Mueller provided the only testimony on the purported offer at trial.235 After hearing Mueller's testimony, the jury had to make a call and it necessarily found in favor of AMI — the jury did not limit damages before the filing of the amended complaint in this case. Because the court finds that this is a fact-bound inquiry, judgment as a matter of law on this point is not warranted for either side.

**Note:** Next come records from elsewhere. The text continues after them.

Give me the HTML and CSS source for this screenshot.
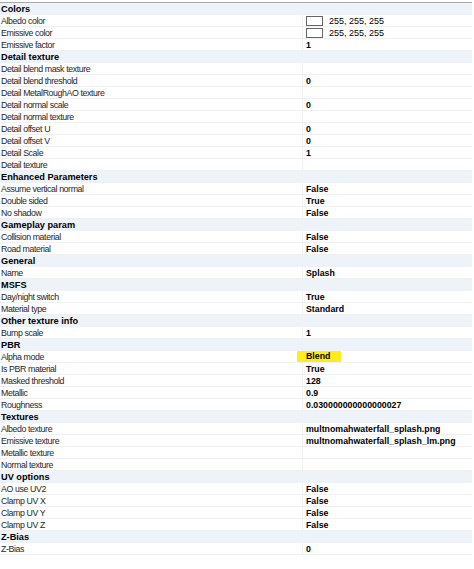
FILE: index.html
```html
<!DOCTYPE html>
<html lang="en">
<head>
    <meta charset="UTF-8">
    <meta name="viewport" content="width=device-width, initial-scale=1.0">
    <title>Material properties</title>
    <link rel="stylesheet" href="styles.css">
</head>
<body>
    <div class="grid">
        <div class="cat">Colors</div>
        <div class="row"><span class="name">Albedo color</span><span class="value"><span class="swatch"></span><span class="rgb">255, 255, 255</span></span></div>
        <div class="row"><span class="name">Emissive color</span><span class="value"><span class="swatch"></span><span class="rgb">255, 255, 255</span></span></div>
        <div class="row"><span class="name">Emissive factor</span><span class="value">1</span></div>

        <div class="cat">Detail texture</div>
        <div class="row"><span class="name">Detail blend mask texture</span><span class="value"></span></div>
        <div class="row"><span class="name">Detail blend threshold</span><span class="value">0</span></div>
        <div class="row"><span class="name">Detail MetalRoughAO texture</span><span class="value"></span></div>
        <div class="row"><span class="name">Detail normal scale</span><span class="value">0</span></div>
        <div class="row"><span class="name">Detail normal texture</span><span class="value"></span></div>
        <div class="row"><span class="name">Detail offset U</span><span class="value">0</span></div>
        <div class="row"><span class="name">Detail offset V</span><span class="value">0</span></div>
        <div class="row"><span class="name">Detail Scale</span><span class="value">1</span></div>
        <div class="row"><span class="name">Detail texture</span><span class="value"></span></div>

        <div class="cat">Enhanced Parameters</div>
        <div class="row"><span class="name">Assume vertical normal</span><span class="value">False</span></div>
        <div class="row"><span class="name">Double sided</span><span class="value">True</span></div>
        <div class="row"><span class="name">No shadow</span><span class="value">False</span></div>

        <div class="cat">Gameplay param</div>
        <div class="row"><span class="name">Collision material</span><span class="value">False</span></div>
        <div class="row"><span class="name">Road material</span><span class="value">False</span></div>

        <div class="cat">General</div>
        <div class="row"><span class="name">Name</span><span class="value">Splash</span></div>

        <div class="cat">MSFS</div>
        <div class="row"><span class="name">Day/night switch</span><span class="value">True</span></div>
        <div class="row"><span class="name">Material type</span><span class="value">Standard</span></div>

        <div class="cat">Other texture info</div>
        <div class="row"><span class="name">Bump scale</span><span class="value">1</span></div>

        <div class="cat">PBR</div>
        <div class="row"><span class="name">Alpha mode</span><span class="value"><span class="marker">Blend</span></span></div>
        <div class="row"><span class="name">Is PBR material</span><span class="value">True</span></div>
        <div class="row"><span class="name">Masked threshold</span><span class="value">128</span></div>
        <div class="row"><span class="name">Metallic</span><span class="value">0.9</span></div>
        <div class="row"><span class="name">Roughness</span><span class="value">0.030000000000000027</span></div>

        <div class="cat">Textures</div>
        <div class="row"><span class="name">Albedo texture</span><span class="value">multnomahwaterfall_splash.png</span></div>
        <div class="row"><span class="name">Emissive texture</span><span class="value">multnomahwaterfall_splash_lm.png</span></div>
        <div class="row"><span class="name">Metallic texture</span><span class="value"></span></div>
        <div class="row"><span class="name">Normal texture</span><span class="value"></span></div>

        <div class="cat">UV options</div>
        <div class="row"><span class="name">AO use UV2</span><span class="value">False</span></div>
        <div class="row"><span class="name">Clamp UV X</span><span class="value">False</span></div>
        <div class="row"><span class="name">Clamp UV Y</span><span class="value">False</span></div>
        <div class="row"><span class="name">Clamp UV Z</span><span class="value">False</span></div>

        <div class="cat">Z-Bias</div>
        <div class="row"><span class="name">Z-Bias</span><span class="value">0</span></div>
    </div>
</body>
</html>
```
FILE: styles.css
```css
body {
    margin: 0;
    background-color: #fff;
    font-family: 'Liberation Sans', Arial, sans-serif;
    color: #111;
}
.grid {
    margin-top: 2px;
    border-top: 1px solid #a8a8a8;
    width: 472px;
}
.cat {
    height: 12px;
    line-height: 12px;
    padding-left: 1px;
    background-color: #eef3f9;
    font-weight: bold;
    font-size: 9.2px;
    color: #000;
}
.row {
    display: flex;
    height: 12px;
    line-height: 12px;
    box-sizing: border-box;
    border-bottom: 1px solid #f0f0f0;
}
.name {
    width: 303px;
    padding-left: 1px;
    box-sizing: border-box;
    border-right: 1px solid #f0f0f0;
    font-size: 8.8px;
    letter-spacing: -0.4px;
    color: #1e1e1e;
    white-space: nowrap;
}
.value {
    flex: 1;
    display: flex;
    align-items: center;
    padding-left: 3px;
    font-weight: bold;
    font-size: 8.8px;
    color: #000;
    white-space: nowrap;
}
.swatch {
    width: 15px;
    height: 8px;
    border: 1px solid #666;
    background-color: #fff;
    margin-right: 6px;
}
.rgb {
    font-weight: normal;
    font-size: 9px;
}
.marker {
    background-color: #ffec1a;
    margin-left: -9px;
    padding: 0 11px 0 9px;
    line-height: 11px;
    border-radius: 1px;
}
```
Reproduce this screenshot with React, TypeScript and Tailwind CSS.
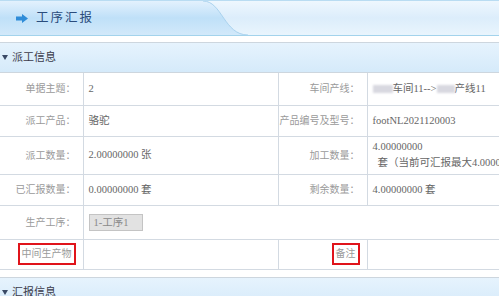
const font = { fontFamily: '"Liberation Serif", "Noto Sans CJK SC", serif' };

const Label = ({ children, boxed }: { children: React.ReactNode; boxed?: boolean }) => (
  <td className="border-r border-[#d3dae2] pr-[7px] text-right align-middle text-[10px] whitespace-nowrap text-[#9a9a9a]">
    {boxed ? (
      <span className="inline-block border-2 border-[#e0141b] px-[2px] leading-[18px]">{children}</span>
    ) : (
      children
    )}
  </td>
);

const Value = ({ children, span }: { children?: React.ReactNode; span?: number }) => (
  <td colSpan={span} className="border-r border-[#d3dae2] pl-[5px] align-middle text-[#666] whitespace-nowrap">
    {children}
  </td>
);

const SectionHeader = ({ title }: { title: string }) => (
  <div className="flex h-[31px] items-center gap-[4px] border-y border-[#cdd6de] bg-gradient-to-b from-[#e6f3fd] to-[#d5eafa] pl-[2px] text-[11px] text-[#3a3a4a]">
    <svg width="6" height="5" viewBox="0 0 6 5">
      <path d="M0 0 L6 0 L3 5 Z" fill="#3b4a66" />
    </svg>
    <span>{title}</span>
  </div>
);

export default function App() {
  return (
    <div className="w-[499px] h-[296px] overflow-hidden bg-white" style={font}>
      {/* title bar */}
      <div className="flex h-[36px] border-t border-b border-t-[#b9dcf2] border-b-[#a3d3ec] bg-gradient-to-b from-[#eef7fe] via-[#dcedfb] to-[#e9f5fd]">
        <div className="flex w-[200px] items-center gap-[8px] bg-gradient-to-b from-[#e3f1fd] via-[#bfe0f8] to-[#d2e9fa] pl-[16px]">
          <svg width="12" height="9" viewBox="0 0 12 9">
            <path d="M0 2.5 H6 V0 L12 4.5 L6 9 V6.5 H0 Z" fill="#2f8cd8" />
          </svg>
          <span className="text-[12.5px] tracking-[2px] text-[#2a4c7c]">工序汇报</span>
        </div>
        <svg width="50" height="34" viewBox="0 0 50 34" preserveAspectRatio="none">
          <defs>
            <linearGradient id="tab" x1="0" y1="0" x2="0" y2="1">
              <stop offset="0" stopColor="#e3f1fd" />
              <stop offset="0.5" stopColor="#bfe0f8" />
              <stop offset="1" stopColor="#d2e9fa" />
            </linearGradient>
          </defs>
          <path d="M0 0 H3 C22 0 24 34 48 34 H0 Z" fill="url(#tab)" />
          <path d="M3 0 C22 0 24 34 48 34" fill="none" stroke="#a9d2ee" strokeWidth="1" />
        </svg>
        <div className="flex-1" />
      </div>
      <div className="h-[6px]" />
      <SectionHeader title="派工信息" />
      <table className="w-[580px] table-fixed border-collapse text-[10.5px]">
        <colgroup>
          <col className="w-[83px]" />
          <col className="w-[195px]" />
          <col className="w-[89px]" />
          <col />
        </colgroup>
        <tbody>
          <tr className="h-[32px] border-b border-[#d3dae2]">
            <Label>单据主题：</Label>
            <Value>2</Value>
            <Label>车间产线：</Label>
            <Value>
              <span className="inline-block h-[8px] w-[20px] bg-[#d8d8e0] align-middle blur-[1px]" />
              车间11--&gt;
              <span className="inline-block h-[8px] w-[18px] bg-[#d8d8e0] align-middle blur-[1px]" />
              产线11
            </Value>
          </tr>
          <tr className="h-[31px] border-b border-[#d3dae2]">
            <Label>派工产品：</Label>
            <Value>骆驼</Value>
            <Label>产品编号及型号：</Label>
            <Value>footNL2021120003</Value>
          </tr>
          <tr className="h-[38px] border-b border-[#d3dae2]">
            <Label>派工数量：</Label>
            <Value>2.00000000 张</Value>
            <Label>加工数量：</Label>
            <Value>
              <div className="leading-[16px]">4.00000000</div>
              <div className="pl-[5px] leading-[16px]">套（当前可汇报最大4.00000000）</div>
            </Value>
          </tr>
          <tr className="h-[31px] border-b border-[#d3dae2]">
            <Label>已汇报数量：</Label>
            <Value>0.00000000 套</Value>
            <Label>剩余数量：</Label>
            <Value>4.00000000 套</Value>
          </tr>
          <tr className="h-[34px] border-b border-[#d3dae2]">
            <Label>生产工序：</Label>
            <Value span={3}>
              <span className="inline-block h-[17px] w-[54px] border border-[#c4c4c4] bg-[#e2e2e2] pl-[4px] leading-[15px] text-[#8a8a8a]">
                1-工序1
              </span>
            </Value>
          </tr>
          <tr className="h-[30px] border-b border-[#d3dae2]">
            <Label boxed>中间生产物</Label>
            <Value />
            <Label boxed>备注</Label>
            <Value />
          </tr>
        </tbody>
      </table>
      <div className="h-[7px]" />
      <SectionHeader title="汇报信息" />
    </div>
  );
}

E. AMI Sits at the Hypothetical Negotiating Table
At trial AMI sought damages based on "the hypothetical negotiation or the `willing licensor-willing licensee' approach" that "attempts to ascertain the royalty upon which the parties would have agreed had they successfully negotiated an agreement just before infringement began."236 "The hypothetical negotiation tries, as best as possible, to recreate the ex ante licensing negotiation scenario and to describe the resulting agreement. In other words, if infringement had not occurred, willing parties would have executed a license agreement specifying a certain royalty payment scheme. The hypothetical negotiation also assumes that the asserted patent claims are valid and infringed."237 In its motion for JMOL TEK claims AMI improperly focused the jury upon the wrong parties to the hypothetical negotiation at the dawn of the infringement in this case: only TEK and IDQ may properly be considered within the negotiation. AMI counters that the interests of TEK, IDQ, AMI and SSI may all inform the negotiation.
As a preliminary matter, the Federal Circuit has cautioned that parties must "accept that any reasonable royalty analysis `necessarily involves an element of approximation and uncertainty.'"238 At bottom, jurors must place a value on the patented technology to the parties in the marketplace when infringement began through evaluation of the fifteen Georgia-Pacific factors with an understanding that the "parties had full knowledge of the facts and circumstances surrounding the infringement at that time."239 "Indeed, the basic question posed in a hypothetical negotiation is: if, on the eve of infringement, a willing licensor and licensee had entered into an agreement instead of allowing infringement of the patent to take place, what would that agreement be? This question cannot be meaningfully answered unless we also presume knowledge of the patent and of the infringement at the time the accused inducement conduct began."240 Courts are advised "to pin down how the prospective infringement might have been avoided via an out-of-court business solution."241
To this end, the Circuit has instructed — in line with Supreme Court case law — "that factual developments occurring after the date of the hypothetical negotiation can inform the damages" calculation.242 The "hypothetical negotiation analysis `permits and often requires a court to look to events and facts that occurred thereafter and that could not have been known to or predicted by the hypothesized negotiators.'"243 "Consideration of evidence of usage after infringement started can, under appropriate circumstances, be helpful to the jury and the court in assessing whether a royalty is reasonable. Usage (or similar) data may provide information that the parties would frequently have estimated during the negotiation."244
In this case the parties dispute whether it was permissible to consider AMI as a party to the hypothetical negotiation alongside TEK and IDQ. It is telling that, during the trial, TEK's respected damages expert Dr. Mody "gave testimony placing AMI at the negotiating table in the hypothetical negotiation."245 Nonetheless, TEK urges that "the issue of who belonged at the hypothetical negotiating table presents a purely legal issue for the Court's determination."246 At oral argument, TEK argued that the eye of the jury was not placed on the right factors. According to TEK, AMI's counsel improperly substituted AMI for IDQ masking the proper negotiation. Because the wrong party to the negotiation was considered by the jury, the jury's damages verdict — which recreated the hypothetical negotiation — was improperly arrived at and not supported by substantial evidence.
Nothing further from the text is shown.